#### Objective
Write each line out exactly, leaving none out.

#### Provided material
##########

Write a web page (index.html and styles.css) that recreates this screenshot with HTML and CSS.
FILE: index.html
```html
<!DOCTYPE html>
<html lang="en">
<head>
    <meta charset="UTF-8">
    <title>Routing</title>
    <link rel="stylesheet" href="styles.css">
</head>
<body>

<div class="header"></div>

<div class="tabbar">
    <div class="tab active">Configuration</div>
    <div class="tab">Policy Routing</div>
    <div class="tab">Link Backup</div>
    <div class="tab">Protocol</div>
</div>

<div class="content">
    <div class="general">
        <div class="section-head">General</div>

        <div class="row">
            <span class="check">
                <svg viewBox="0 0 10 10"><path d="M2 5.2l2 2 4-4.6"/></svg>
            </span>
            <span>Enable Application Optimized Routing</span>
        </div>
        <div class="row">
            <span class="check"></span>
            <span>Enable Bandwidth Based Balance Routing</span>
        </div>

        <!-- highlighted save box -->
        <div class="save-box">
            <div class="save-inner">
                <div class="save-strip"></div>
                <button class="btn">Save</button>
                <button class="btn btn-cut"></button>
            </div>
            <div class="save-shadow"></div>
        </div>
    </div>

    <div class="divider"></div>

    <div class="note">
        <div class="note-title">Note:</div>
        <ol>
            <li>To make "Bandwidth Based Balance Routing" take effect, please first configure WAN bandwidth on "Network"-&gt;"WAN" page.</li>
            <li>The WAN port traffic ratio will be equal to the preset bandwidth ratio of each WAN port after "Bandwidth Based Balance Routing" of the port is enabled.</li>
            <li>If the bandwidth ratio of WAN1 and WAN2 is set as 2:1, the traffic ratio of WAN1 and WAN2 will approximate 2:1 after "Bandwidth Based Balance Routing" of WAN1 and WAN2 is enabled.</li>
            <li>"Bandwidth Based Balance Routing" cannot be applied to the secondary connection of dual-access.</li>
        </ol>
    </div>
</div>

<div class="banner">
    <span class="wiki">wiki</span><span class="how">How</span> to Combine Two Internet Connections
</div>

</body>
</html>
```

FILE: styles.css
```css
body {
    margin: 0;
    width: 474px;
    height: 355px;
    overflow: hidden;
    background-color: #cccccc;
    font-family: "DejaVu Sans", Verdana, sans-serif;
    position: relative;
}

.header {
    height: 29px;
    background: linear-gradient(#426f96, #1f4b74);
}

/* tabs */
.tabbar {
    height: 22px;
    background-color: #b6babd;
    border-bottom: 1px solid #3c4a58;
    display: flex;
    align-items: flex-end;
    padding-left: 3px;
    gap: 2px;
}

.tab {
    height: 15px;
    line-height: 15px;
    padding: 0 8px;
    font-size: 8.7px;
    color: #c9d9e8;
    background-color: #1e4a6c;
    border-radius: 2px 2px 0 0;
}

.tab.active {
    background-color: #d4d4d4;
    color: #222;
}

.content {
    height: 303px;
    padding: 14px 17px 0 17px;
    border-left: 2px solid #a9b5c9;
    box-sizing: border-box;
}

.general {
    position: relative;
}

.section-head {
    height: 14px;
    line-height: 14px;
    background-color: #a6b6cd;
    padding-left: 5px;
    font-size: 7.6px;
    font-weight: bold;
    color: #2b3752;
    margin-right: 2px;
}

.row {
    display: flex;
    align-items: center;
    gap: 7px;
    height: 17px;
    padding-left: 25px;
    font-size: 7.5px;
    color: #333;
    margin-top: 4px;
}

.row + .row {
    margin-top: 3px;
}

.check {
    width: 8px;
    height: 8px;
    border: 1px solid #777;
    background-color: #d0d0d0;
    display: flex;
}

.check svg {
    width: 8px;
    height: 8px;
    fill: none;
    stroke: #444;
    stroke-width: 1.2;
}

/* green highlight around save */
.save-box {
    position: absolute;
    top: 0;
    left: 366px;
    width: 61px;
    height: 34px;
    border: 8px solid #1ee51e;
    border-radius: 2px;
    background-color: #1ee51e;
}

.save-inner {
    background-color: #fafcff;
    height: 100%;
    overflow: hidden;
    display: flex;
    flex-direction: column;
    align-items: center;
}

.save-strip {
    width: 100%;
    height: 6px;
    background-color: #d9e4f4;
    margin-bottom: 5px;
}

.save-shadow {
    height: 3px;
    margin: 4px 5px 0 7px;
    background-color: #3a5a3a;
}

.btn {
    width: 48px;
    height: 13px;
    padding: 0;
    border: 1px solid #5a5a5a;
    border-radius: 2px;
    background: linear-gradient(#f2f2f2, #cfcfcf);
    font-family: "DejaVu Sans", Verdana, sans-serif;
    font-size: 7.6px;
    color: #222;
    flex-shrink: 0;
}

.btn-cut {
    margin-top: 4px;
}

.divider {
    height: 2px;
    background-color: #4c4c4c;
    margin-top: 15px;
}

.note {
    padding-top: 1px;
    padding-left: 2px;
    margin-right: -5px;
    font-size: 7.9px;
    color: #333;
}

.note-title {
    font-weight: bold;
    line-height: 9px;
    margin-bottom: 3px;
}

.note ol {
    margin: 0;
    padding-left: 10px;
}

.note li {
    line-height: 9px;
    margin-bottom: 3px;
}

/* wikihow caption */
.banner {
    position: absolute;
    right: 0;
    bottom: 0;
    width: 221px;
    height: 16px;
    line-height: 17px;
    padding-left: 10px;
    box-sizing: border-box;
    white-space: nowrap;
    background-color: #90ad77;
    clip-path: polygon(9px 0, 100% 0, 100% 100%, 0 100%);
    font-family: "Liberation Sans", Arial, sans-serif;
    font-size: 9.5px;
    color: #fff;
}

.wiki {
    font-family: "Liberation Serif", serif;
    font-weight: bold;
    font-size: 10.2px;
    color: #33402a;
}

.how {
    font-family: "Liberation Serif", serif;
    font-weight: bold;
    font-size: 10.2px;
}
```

##########

#### Task output
Write a web page (index.html and styles.css) that recreates this screenshot with HTML and CSS.
FILE: index.html
```html
<!DOCTYPE html>
<html lang="en">
<head>
    <meta charset="UTF-8">
    <title>Routing</title>
    <link rel="stylesheet" href="styles.css">
</head>
<body>

<div class="header"></div>

<div class="tabbar">
    <div class="tab active">Configuration</div>
    <div class="tab">Policy Routing</div>
    <div class="tab">Link Backup</div>
    <div class="tab">Protocol</div>
</div>

<div class="content">
    <div class="general">
        <div class="section-head">General</div>

        <div class="row">
            <span class="check">
                <svg viewBox="0 0 10 10"><path d="M2 5.2l2 2 4-4.6"/></svg>
            </span>
            <span>Enable Application Optimized Routing</span>
        </div>
        <div class="row">
            <span class="check"></span>
            <span>Enable Bandwidth Based Balance Routing</span>
        </div>

        <!-- highlighted save box -->
        <div class="save-box">
            <div class="save-inner">
                <div class="save-strip"></div>
                <button class="btn">Save</button>
                <button class="btn btn-cut"></button>
            </div>
            <div class="save-shadow"></div>
        </div>
    </div>

    <div class="divider"></div>

    <div class="note">
        <div class="note-title">Note:</div>
        <ol>
            <li>To make "Bandwidth Based Balance Routing" take effect, please first configure WAN bandwidth on "Network"-&gt;"WAN" page.</li>
            <li>The WAN port traffic ratio will be equal to the preset bandwidth ratio of each WAN port after "Bandwidth Based Balance Routing" of the port is enabled.</li>
            <li>If the bandwidth ratio of WAN1 and WAN2 is set as 2:1, the traffic ratio of WAN1 and WAN2 will approximate 2:1 after "Bandwidth Based Balance Routing" of WAN1 and WAN2 is enabled.</li>
            <li>"Bandwidth Based Balance Routing" cannot be applied to the secondary connection of dual-access.</li>
        </ol>
    </div>
</div>

<div class="banner">
    <span class="wiki">wiki</span><span class="how">How</span> to Combine Two Internet Connections
</div>

</body>
</html>
```

FILE: styles.css
```css
body {
    margin: 0;
    width: 474px;
    height: 355px;
    overflow: hidden;
    background-color: #cccccc;
    font-family: "DejaVu Sans", Verdana, sans-serif;
    position: relative;
}

.header {
    height: 29px;
    background: linear-gradient(#426f96, #1f4b74);
}

/* tabs */
.tabbar {
    height: 22px;
    background-color: #b6babd;
    border-bottom: 1px solid #3c4a58;
    display: flex;
    align-items: flex-end;
    padding-left: 3px;
    gap: 2px;
}

.tab {
    height: 15px;
    line-height: 15px;
    padding: 0 8px;
    font-size: 8.7px;
    color: #c9d9e8;
    background-color: #1e4a6c;
    border-radius: 2px 2px 0 0;
}

.tab.active {
    background-color: #d4d4d4;
    color: #222;
}

.content {
    height: 303px;
    padding: 14px 17px 0 17px;
    border-left: 2px solid #a9b5c9;
    box-sizing: border-box;
}

.general {
    position: relative;
}

.section-head {
    height: 14px;
    line-height: 14px;
    background-color: #a6b6cd;
    padding-left: 5px;
    font-size: 7.6px;
    font-weight: bold;
    color: #2b3752;
    margin-right: 2px;
}

.row {
    display: flex;
    align-items: center;
    gap: 7px;
    height: 17px;
    padding-left: 25px;
    font-size: 7.5px;
    color: #333;
    margin-top: 4px;
}

.row + .row {
    margin-top: 3px;
}

.check {
    width: 8px;
    height: 8px;
    border: 1px solid #777;
    background-color: #d0d0d0;
    display: flex;
}

.check svg {
    width: 8px;
    height: 8px;
    fill: none;
    stroke: #444;
    stroke-width: 1.2;
}

/* green highlight around save */
.save-box {
    position: absolute;
    top: 0;
    left: 366px;
    width: 61px;
    height: 34px;
    border: 8px solid #1ee51e;
    border-radius: 2px;
    background-color: #1ee51e;
}

.save-inner {
    background-color: #fafcff;
    height: 100%;
    overflow: hidden;
    display: flex;
    flex-direction: column;
    align-items: center;
}

.save-strip {
    width: 100%;
    height: 6px;
    background-color: #d9e4f4;
    margin-bottom: 5px;
}

.save-shadow {
    height: 3px;
    margin: 4px 5px 0 7px;
    background-color: #3a5a3a;
}

.btn {
    width: 48px;
    height: 13px;
    padding: 0;
    border: 1px solid #5a5a5a;
    border-radius: 2px;
    background: linear-gradient(#f2f2f2, #cfcfcf);
    font-family: "DejaVu Sans", Verdana, sans-serif;
    font-size: 7.6px;
    color: #222;
    flex-shrink: 0;
}

.btn-cut {
    margin-top: 4px;
}

.divider {
    height: 2px;
    background-color: #4c4c4c;
    margin-top: 15px;
}

.note {
    padding-top: 1px;
    padding-left: 2px;
    margin-right: -5px;
    font-size: 7.9px;
    color: #333;
}

.note-title {
    font-weight: bold;
    line-height: 9px;
    margin-bottom: 3px;
}

.note ol {
    margin: 0;
    padding-left: 10px;
}

.note li {
    line-height: 9px;
    margin-bottom: 3px;
}

/* wikihow caption */
.banner {
    position: absolute;
    right: 0;
    bottom: 0;
    width: 221px;
    height: 16px;
    line-height: 17px;
    padding-left: 10px;
    box-sizing: border-box;
    white-space: nowrap;
    background-color: #90ad77;
    clip-path: polygon(9px 0, 100% 0, 100% 100%, 0 100%);
    font-family: "Liberation Sans", Arial, sans-serif;
    font-size: 9.5px;
    color: #fff;
}

.wiki {
    font-family: "Liberation Serif", serif;
    font-weight: bold;
    font-size: 10.2px;
    color: #33402a;
}

.how {
    font-family: "Liberation Serif", serif;
    font-weight: bold;
    font-size: 10.2px;
}
```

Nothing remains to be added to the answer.